=== EXERCISE TASK ===
Below are the entries; count the lines in them that contain the word "components" and give only the number.

▼

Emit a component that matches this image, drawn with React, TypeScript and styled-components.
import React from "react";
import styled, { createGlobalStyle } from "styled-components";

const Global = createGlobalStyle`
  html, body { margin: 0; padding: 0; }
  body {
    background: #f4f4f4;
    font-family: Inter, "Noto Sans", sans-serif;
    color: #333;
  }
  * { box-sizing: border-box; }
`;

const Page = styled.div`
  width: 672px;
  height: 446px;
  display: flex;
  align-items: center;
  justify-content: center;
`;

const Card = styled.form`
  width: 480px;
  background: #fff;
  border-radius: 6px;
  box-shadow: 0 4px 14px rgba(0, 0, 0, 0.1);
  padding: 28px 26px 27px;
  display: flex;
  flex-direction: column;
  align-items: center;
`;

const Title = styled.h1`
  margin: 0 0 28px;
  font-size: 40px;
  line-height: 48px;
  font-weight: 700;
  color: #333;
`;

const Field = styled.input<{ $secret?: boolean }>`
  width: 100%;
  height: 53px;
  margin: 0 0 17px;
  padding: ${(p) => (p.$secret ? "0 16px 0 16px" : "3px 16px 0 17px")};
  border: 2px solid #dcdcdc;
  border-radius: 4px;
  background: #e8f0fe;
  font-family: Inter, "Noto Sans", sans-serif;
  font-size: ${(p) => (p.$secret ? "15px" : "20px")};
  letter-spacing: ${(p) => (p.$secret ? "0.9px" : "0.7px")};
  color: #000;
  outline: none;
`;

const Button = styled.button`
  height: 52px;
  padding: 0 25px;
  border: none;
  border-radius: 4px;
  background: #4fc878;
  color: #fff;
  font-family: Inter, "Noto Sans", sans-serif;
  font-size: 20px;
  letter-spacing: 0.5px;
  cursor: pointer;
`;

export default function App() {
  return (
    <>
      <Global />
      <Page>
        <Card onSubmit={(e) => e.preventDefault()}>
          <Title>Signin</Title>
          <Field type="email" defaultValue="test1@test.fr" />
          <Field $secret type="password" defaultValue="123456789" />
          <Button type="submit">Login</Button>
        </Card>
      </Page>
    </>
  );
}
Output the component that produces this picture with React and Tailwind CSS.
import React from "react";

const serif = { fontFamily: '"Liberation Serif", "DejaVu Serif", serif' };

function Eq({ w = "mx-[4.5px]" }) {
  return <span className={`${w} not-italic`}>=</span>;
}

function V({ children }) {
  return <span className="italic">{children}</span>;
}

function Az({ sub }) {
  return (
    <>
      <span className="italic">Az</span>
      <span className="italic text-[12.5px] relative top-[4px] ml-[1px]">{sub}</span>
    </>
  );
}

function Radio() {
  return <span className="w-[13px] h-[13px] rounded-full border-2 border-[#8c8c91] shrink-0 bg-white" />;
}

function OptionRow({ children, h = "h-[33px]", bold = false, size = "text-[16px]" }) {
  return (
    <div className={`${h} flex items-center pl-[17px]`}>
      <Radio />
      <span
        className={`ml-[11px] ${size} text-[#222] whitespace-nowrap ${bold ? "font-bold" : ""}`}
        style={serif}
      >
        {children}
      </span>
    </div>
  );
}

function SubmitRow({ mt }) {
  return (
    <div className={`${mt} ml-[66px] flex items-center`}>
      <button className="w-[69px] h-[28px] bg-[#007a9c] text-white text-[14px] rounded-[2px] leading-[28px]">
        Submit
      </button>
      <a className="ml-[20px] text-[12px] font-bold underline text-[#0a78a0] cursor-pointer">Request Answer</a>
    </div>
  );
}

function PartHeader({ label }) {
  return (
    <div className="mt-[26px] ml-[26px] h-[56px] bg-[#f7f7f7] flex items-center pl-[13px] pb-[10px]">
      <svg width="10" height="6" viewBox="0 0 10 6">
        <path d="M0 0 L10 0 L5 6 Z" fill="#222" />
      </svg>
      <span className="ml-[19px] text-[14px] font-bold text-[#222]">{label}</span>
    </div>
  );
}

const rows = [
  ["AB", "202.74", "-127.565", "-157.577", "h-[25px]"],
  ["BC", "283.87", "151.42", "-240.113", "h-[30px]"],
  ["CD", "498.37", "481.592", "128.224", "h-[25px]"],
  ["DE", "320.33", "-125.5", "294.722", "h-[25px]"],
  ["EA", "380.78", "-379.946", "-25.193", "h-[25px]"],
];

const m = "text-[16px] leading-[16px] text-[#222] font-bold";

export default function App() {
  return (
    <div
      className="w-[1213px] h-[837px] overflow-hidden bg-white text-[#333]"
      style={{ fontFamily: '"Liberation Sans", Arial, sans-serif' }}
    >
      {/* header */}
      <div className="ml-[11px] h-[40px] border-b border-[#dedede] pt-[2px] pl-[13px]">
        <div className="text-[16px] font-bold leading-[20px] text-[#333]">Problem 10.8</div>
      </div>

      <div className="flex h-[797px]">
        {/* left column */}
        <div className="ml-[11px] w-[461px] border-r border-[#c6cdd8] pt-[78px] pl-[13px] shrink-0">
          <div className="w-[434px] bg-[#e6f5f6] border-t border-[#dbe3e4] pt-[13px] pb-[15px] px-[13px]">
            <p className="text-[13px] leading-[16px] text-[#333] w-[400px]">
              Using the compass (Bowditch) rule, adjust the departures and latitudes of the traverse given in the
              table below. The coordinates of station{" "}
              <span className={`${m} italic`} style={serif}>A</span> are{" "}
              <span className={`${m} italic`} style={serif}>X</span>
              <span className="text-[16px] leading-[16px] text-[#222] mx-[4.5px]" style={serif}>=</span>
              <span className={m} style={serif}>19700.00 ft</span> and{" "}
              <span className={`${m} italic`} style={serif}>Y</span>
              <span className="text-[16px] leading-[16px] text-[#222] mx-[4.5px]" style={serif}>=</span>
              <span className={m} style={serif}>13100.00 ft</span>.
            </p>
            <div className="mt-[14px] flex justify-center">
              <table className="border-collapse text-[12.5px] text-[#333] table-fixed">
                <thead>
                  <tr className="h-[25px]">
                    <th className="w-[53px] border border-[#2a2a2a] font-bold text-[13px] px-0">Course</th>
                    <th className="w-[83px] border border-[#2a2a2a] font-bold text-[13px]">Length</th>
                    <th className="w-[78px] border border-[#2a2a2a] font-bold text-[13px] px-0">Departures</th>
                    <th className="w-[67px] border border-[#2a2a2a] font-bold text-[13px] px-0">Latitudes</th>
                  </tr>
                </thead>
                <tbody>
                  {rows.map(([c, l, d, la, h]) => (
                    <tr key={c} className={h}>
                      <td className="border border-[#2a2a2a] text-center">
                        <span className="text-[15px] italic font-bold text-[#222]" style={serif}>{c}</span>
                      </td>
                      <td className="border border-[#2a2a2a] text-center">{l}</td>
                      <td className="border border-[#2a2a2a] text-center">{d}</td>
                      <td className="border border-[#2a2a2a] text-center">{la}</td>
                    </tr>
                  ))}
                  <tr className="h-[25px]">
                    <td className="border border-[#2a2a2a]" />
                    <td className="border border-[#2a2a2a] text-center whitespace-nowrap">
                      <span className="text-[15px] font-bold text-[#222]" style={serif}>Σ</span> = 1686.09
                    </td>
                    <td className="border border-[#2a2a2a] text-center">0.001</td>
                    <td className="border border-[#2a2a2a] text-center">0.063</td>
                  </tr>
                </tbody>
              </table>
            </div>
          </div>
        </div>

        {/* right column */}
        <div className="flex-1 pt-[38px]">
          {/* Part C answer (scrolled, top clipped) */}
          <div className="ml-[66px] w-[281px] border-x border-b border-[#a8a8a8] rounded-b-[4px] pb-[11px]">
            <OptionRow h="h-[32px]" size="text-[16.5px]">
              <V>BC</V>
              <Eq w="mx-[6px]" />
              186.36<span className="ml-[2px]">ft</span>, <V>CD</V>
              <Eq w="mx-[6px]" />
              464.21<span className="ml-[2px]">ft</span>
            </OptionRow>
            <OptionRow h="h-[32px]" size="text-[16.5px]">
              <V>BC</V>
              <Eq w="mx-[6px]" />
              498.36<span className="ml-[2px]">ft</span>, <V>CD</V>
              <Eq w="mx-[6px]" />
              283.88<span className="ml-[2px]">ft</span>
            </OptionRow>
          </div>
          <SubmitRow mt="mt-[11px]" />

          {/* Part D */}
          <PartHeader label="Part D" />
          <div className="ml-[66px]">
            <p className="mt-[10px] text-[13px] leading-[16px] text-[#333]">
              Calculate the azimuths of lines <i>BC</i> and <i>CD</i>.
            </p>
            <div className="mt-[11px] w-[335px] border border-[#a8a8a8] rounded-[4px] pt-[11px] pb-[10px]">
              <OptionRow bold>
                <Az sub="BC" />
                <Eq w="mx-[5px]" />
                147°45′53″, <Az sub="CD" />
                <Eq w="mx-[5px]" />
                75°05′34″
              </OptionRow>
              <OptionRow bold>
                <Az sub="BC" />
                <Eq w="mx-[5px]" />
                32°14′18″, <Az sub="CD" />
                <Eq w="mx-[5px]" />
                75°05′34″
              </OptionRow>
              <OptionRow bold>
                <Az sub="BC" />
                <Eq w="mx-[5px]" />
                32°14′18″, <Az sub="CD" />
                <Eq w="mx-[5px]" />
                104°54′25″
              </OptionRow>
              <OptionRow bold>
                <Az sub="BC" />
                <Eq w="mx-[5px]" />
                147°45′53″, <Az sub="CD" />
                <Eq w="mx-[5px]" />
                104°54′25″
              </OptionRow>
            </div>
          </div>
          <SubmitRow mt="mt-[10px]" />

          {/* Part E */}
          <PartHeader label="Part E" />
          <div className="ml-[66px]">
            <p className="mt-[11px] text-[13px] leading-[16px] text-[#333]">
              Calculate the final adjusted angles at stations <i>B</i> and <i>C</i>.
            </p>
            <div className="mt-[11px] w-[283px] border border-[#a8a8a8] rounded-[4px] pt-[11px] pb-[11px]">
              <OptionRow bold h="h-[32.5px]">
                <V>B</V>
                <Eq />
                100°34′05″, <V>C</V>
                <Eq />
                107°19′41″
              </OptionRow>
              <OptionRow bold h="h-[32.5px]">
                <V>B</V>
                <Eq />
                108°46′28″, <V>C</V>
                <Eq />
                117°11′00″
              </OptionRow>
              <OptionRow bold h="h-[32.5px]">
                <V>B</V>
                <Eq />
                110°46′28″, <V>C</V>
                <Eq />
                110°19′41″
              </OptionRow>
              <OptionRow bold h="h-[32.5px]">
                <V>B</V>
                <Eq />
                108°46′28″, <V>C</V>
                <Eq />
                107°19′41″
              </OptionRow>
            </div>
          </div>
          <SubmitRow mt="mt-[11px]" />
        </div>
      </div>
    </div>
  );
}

▲

=== RESULT FOR THIS EXERCISE ===
2